- **RECORDS FOR THE EXERCISE**:
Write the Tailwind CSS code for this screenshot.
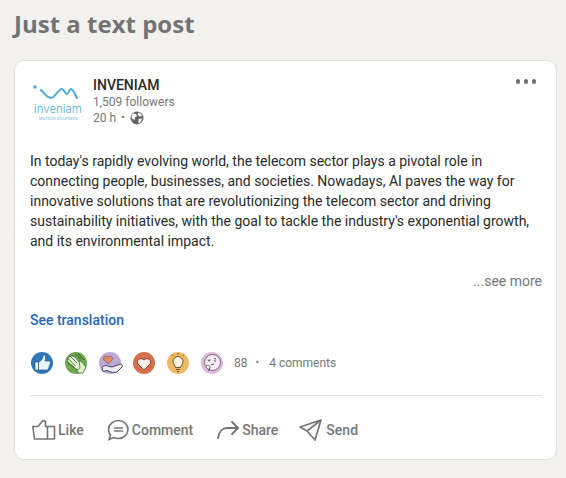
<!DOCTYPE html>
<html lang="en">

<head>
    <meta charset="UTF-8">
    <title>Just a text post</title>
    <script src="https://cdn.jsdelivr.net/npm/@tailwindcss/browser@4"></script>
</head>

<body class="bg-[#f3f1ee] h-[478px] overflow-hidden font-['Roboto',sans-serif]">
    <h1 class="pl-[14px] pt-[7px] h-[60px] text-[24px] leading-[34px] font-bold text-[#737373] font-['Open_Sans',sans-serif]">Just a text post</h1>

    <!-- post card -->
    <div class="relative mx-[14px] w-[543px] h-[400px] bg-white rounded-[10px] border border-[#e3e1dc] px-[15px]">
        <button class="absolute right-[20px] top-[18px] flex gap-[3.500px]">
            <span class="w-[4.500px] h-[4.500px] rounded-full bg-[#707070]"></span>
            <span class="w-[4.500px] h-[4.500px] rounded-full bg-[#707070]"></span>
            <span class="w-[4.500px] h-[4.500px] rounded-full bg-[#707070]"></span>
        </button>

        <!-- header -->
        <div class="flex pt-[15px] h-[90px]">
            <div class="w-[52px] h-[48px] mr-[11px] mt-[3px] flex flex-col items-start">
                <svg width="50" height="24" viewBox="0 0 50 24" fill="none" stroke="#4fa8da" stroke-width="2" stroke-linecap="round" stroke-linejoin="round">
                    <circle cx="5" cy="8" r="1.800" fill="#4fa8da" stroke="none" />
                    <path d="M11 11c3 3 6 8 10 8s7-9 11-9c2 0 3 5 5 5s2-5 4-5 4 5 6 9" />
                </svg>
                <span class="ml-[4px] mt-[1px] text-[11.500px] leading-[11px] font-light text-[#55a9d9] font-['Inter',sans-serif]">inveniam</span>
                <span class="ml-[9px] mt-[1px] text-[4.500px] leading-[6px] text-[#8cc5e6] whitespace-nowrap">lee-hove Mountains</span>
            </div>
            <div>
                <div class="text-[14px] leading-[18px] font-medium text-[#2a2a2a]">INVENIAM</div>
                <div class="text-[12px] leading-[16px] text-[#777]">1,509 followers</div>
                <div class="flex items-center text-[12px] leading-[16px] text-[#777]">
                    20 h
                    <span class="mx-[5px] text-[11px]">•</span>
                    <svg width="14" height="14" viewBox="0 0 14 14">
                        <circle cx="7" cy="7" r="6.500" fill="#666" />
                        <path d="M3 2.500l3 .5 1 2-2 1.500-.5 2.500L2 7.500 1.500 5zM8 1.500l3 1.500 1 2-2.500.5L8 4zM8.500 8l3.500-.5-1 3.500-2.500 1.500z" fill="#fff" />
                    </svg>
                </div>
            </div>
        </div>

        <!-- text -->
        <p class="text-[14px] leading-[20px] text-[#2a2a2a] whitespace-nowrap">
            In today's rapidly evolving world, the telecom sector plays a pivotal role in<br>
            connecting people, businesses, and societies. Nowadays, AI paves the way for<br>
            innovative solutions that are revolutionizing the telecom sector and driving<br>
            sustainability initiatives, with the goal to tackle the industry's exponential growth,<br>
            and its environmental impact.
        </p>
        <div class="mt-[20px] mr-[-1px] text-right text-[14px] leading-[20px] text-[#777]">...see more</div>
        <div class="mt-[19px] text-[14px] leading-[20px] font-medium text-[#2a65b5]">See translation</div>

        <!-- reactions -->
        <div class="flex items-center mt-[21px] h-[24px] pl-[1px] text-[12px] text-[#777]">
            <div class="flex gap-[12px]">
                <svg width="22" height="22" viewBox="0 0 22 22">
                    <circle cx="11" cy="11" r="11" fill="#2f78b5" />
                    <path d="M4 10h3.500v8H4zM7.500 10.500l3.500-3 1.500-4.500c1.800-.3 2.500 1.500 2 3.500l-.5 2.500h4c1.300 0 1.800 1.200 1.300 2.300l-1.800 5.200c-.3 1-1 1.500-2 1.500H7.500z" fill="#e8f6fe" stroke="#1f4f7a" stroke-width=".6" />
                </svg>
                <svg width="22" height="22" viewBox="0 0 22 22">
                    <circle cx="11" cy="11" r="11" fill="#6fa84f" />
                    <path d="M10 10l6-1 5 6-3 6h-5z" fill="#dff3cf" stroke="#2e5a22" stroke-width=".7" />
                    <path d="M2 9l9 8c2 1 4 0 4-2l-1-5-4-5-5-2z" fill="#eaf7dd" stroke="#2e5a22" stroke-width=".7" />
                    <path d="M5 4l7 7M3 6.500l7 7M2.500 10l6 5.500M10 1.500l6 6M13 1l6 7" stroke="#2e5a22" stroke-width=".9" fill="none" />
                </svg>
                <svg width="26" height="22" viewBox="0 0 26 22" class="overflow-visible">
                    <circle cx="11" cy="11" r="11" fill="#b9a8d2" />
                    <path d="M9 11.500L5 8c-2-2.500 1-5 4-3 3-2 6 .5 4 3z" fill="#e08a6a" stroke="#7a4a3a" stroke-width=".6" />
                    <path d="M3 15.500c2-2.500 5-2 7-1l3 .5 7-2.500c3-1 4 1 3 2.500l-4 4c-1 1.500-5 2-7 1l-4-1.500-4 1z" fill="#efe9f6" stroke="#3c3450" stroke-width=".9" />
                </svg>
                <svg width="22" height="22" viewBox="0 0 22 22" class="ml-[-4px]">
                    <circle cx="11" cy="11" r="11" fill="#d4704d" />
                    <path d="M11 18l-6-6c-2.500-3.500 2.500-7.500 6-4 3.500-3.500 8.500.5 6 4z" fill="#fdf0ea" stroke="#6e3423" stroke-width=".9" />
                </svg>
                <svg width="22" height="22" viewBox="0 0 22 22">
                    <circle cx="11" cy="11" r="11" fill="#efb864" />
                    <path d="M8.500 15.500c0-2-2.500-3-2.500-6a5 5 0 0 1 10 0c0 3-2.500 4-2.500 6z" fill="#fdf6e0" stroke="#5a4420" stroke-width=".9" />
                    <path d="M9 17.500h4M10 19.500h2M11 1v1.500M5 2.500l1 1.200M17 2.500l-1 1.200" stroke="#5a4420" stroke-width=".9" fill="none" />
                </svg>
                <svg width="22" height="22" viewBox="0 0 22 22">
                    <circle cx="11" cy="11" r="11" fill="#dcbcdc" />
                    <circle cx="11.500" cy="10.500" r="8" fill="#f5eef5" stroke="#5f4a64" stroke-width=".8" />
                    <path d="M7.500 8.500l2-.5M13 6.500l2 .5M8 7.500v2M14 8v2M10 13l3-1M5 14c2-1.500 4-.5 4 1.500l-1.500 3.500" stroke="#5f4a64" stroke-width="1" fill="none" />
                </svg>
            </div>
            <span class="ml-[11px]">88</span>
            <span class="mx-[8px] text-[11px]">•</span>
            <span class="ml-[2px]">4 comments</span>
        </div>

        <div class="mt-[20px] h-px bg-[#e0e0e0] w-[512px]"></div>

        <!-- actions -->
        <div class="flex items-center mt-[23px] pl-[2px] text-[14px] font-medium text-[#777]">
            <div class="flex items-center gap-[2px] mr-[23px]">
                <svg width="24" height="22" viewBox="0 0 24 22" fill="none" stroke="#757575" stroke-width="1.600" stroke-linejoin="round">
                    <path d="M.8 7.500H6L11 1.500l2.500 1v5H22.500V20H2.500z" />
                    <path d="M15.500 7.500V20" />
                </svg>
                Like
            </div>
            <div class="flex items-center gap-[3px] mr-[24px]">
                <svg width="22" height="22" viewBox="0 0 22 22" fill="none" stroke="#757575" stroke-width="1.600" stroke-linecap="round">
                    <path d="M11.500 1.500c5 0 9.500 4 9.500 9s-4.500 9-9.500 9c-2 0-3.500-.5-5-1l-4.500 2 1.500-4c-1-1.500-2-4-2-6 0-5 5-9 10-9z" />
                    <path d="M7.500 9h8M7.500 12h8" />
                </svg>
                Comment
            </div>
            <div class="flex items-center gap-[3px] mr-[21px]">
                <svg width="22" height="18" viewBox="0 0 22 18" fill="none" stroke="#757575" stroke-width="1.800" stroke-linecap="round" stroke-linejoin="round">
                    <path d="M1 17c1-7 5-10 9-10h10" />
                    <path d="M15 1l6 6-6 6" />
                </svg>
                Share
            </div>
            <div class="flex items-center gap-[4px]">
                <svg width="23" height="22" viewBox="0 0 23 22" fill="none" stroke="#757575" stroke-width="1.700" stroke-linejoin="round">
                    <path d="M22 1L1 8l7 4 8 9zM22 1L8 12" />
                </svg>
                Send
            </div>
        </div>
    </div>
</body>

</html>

...

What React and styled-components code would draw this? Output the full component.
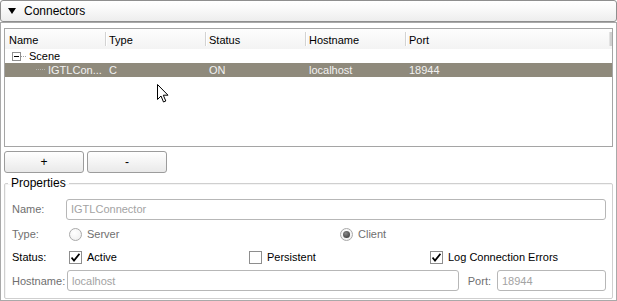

...

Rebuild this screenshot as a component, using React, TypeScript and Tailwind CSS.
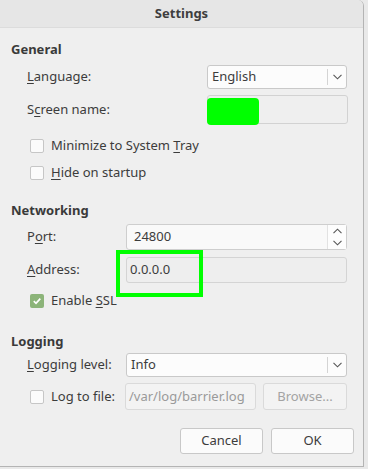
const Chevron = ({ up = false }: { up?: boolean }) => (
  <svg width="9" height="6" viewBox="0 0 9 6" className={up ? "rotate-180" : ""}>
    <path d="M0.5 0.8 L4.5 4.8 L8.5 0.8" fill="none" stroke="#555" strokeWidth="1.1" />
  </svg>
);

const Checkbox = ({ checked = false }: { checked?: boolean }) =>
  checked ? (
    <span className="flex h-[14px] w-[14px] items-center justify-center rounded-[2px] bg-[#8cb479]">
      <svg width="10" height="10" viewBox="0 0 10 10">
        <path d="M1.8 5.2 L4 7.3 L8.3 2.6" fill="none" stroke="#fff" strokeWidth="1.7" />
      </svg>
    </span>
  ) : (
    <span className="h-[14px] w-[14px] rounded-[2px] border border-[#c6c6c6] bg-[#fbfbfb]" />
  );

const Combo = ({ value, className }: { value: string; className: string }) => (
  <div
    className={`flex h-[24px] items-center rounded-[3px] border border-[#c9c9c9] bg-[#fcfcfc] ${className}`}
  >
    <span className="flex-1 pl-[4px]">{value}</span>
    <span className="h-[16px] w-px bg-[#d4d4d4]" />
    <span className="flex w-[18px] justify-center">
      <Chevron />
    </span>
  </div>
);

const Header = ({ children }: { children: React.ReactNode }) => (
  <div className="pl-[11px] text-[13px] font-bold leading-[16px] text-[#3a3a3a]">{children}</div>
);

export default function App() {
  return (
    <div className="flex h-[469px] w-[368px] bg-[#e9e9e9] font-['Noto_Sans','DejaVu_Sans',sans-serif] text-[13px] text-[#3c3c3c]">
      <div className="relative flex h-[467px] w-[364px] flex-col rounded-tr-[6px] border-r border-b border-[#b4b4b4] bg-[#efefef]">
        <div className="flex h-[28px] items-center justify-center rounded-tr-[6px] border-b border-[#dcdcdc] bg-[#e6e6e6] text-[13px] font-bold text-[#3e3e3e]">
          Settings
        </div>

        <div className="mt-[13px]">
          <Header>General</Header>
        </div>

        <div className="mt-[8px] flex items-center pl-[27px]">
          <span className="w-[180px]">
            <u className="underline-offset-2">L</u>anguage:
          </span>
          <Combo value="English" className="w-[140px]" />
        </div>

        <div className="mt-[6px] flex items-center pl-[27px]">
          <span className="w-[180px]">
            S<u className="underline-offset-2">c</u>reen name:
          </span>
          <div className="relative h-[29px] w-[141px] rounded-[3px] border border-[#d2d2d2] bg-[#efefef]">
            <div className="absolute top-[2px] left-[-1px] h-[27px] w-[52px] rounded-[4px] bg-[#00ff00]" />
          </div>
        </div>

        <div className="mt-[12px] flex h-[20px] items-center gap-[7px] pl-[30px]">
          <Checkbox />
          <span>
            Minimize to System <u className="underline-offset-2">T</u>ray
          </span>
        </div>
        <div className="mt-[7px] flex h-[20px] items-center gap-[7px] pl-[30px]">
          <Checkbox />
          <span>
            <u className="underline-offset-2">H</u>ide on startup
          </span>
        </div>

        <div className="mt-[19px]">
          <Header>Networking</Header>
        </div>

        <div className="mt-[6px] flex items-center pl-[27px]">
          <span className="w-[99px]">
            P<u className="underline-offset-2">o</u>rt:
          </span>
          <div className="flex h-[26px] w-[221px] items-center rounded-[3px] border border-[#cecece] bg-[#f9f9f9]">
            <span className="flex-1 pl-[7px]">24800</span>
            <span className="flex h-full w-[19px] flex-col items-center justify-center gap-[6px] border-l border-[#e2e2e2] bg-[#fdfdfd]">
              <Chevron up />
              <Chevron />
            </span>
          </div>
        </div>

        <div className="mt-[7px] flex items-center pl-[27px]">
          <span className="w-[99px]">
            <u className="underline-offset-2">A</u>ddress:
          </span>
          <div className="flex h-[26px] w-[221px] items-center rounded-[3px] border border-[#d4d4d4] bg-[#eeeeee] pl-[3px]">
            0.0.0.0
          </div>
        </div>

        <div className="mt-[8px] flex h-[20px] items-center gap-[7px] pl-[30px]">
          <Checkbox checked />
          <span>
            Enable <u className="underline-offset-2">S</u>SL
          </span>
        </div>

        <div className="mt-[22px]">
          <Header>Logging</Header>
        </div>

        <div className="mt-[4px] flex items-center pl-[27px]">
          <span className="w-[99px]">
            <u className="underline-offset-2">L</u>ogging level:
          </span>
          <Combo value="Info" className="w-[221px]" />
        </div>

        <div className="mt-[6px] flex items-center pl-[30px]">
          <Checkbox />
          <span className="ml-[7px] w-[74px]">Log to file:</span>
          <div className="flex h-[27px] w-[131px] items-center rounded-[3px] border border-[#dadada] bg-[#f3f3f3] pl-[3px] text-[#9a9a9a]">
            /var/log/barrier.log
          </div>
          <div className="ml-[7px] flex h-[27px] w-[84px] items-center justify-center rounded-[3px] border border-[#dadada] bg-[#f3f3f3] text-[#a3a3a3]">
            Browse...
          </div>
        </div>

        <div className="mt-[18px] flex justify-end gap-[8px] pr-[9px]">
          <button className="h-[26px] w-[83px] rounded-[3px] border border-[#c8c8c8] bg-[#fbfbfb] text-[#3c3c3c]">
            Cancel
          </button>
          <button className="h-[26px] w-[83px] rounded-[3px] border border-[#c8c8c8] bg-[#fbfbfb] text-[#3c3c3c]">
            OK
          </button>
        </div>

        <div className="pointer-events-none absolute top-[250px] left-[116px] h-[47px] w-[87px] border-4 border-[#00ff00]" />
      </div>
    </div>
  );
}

- **PROBLEM DETAILS**: How many lines in the records hold the string "component"? Reply with the number alone.

- **SOLUTION**: 2